> **THE INPUT**:
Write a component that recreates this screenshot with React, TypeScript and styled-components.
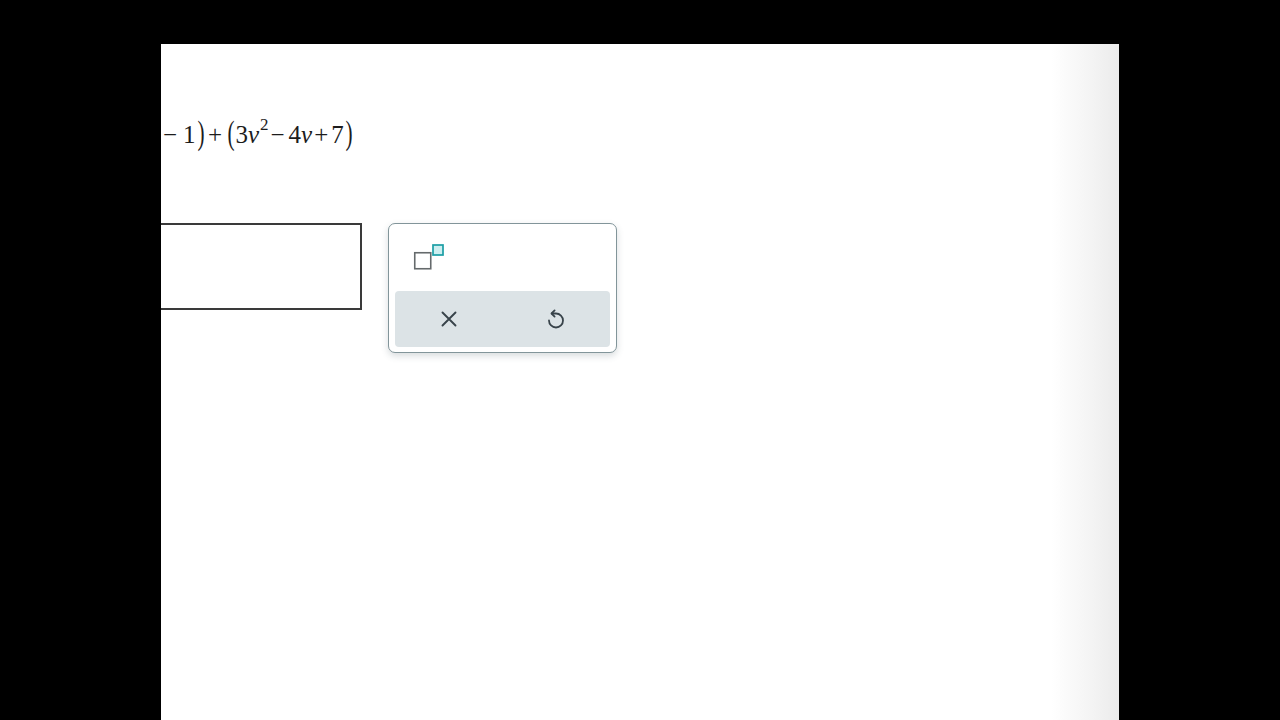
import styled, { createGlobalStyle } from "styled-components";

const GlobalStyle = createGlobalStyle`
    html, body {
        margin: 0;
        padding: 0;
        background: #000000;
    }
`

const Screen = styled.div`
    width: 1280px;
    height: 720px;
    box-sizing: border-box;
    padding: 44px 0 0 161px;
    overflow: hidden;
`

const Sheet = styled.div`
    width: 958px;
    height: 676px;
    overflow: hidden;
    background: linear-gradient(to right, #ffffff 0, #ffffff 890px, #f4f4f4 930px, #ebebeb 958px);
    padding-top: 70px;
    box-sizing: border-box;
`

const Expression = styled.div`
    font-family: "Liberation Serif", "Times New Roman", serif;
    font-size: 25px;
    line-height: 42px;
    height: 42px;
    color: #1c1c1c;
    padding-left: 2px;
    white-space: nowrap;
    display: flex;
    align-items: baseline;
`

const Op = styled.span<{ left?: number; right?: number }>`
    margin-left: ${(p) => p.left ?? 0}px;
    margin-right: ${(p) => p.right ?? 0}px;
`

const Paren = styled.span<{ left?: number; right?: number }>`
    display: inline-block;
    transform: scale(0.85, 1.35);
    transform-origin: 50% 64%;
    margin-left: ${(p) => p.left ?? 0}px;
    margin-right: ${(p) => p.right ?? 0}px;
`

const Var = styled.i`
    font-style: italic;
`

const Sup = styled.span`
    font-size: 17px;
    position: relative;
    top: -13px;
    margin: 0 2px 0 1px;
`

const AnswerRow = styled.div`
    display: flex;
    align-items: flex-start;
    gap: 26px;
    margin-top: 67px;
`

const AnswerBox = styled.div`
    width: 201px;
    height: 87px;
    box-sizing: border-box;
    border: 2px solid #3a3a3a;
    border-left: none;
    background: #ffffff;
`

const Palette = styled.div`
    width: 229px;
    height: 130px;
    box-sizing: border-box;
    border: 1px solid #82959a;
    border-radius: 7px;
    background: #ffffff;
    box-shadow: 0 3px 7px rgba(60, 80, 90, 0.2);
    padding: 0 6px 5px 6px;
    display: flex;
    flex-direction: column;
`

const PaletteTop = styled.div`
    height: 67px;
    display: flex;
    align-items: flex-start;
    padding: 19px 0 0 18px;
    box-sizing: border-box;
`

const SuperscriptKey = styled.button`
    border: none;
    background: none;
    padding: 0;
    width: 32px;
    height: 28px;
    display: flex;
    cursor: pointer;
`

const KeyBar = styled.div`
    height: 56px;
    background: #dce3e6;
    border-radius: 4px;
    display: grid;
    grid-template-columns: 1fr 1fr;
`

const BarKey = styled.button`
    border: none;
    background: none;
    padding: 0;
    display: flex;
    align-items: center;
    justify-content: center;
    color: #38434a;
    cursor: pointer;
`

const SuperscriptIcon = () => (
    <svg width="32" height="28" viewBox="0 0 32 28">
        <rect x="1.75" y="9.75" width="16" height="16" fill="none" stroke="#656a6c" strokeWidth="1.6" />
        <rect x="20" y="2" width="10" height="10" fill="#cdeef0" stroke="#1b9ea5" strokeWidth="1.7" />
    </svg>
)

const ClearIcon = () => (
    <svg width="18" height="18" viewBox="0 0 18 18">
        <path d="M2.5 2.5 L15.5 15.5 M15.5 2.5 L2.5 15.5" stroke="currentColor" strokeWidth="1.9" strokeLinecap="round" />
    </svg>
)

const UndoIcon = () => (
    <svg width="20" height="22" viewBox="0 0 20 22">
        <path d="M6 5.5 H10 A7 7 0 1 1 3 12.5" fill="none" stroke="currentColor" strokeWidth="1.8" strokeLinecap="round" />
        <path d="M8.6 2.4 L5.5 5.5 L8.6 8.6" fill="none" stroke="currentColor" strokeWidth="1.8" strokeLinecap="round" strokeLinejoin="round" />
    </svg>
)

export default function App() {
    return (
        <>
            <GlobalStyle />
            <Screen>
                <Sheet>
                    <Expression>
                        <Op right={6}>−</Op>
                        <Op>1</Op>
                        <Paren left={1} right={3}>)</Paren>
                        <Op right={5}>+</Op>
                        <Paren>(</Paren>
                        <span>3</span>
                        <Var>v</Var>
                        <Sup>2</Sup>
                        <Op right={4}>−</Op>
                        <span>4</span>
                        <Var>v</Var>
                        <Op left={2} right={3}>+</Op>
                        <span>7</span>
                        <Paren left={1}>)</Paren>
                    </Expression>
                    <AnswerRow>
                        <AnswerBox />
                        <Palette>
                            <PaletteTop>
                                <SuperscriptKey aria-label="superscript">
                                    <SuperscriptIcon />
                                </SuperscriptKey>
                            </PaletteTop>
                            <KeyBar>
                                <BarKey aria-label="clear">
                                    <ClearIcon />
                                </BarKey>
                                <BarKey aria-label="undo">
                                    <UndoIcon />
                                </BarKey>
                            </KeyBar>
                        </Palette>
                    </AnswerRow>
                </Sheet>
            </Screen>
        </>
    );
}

...

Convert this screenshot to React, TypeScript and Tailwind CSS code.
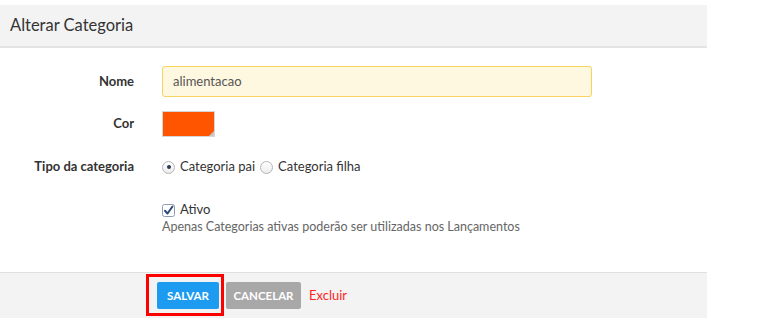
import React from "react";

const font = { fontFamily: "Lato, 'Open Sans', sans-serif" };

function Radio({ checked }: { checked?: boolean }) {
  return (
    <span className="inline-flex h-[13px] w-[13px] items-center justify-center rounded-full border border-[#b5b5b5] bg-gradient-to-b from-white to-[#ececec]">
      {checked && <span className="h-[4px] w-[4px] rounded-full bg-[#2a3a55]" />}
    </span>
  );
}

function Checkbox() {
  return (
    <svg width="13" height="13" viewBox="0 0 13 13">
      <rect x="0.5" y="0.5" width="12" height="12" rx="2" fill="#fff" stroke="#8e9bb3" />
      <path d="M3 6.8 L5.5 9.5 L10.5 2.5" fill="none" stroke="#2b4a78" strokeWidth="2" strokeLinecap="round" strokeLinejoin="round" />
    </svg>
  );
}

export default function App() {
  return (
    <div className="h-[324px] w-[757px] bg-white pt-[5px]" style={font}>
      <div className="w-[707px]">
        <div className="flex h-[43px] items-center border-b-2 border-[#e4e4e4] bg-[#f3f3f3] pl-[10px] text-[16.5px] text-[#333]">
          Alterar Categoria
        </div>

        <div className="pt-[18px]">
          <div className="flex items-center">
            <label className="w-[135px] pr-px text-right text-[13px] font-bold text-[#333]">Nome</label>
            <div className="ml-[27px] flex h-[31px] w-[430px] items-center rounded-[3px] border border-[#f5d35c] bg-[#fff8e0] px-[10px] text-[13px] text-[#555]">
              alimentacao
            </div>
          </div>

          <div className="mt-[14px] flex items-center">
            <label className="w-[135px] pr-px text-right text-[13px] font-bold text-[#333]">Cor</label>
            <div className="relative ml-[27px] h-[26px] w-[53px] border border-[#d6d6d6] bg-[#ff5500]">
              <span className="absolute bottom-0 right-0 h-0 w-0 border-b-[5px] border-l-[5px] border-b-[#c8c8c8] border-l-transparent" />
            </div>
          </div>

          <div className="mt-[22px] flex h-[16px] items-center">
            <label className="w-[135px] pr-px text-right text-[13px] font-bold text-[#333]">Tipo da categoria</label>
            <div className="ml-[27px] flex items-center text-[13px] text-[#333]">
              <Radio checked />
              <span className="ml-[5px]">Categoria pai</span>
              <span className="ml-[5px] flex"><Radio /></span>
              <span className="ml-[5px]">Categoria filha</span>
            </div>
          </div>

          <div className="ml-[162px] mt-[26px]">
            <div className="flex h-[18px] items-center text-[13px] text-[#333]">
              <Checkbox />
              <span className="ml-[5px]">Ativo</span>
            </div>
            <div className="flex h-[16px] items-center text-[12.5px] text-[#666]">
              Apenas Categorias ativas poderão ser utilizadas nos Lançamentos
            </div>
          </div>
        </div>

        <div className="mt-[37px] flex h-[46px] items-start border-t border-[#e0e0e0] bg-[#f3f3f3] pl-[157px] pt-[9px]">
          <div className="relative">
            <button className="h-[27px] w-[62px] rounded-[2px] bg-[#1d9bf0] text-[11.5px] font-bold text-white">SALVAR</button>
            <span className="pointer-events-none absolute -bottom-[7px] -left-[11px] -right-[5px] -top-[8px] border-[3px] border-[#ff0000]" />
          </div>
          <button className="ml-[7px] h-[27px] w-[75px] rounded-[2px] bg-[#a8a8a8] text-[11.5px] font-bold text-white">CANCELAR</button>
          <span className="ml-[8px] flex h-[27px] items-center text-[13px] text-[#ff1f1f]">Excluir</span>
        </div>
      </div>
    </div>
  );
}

> **TASK INSTRUCTIONS**: Go through the listing above and locate each line that holds the word "this". Copy those lines.

> **ANSWER TO THE TASK**:
Write a component that recreates this screenshot with React, TypeScript and styled-components.
Convert this screenshot to React, TypeScript and Tailwind CSS code.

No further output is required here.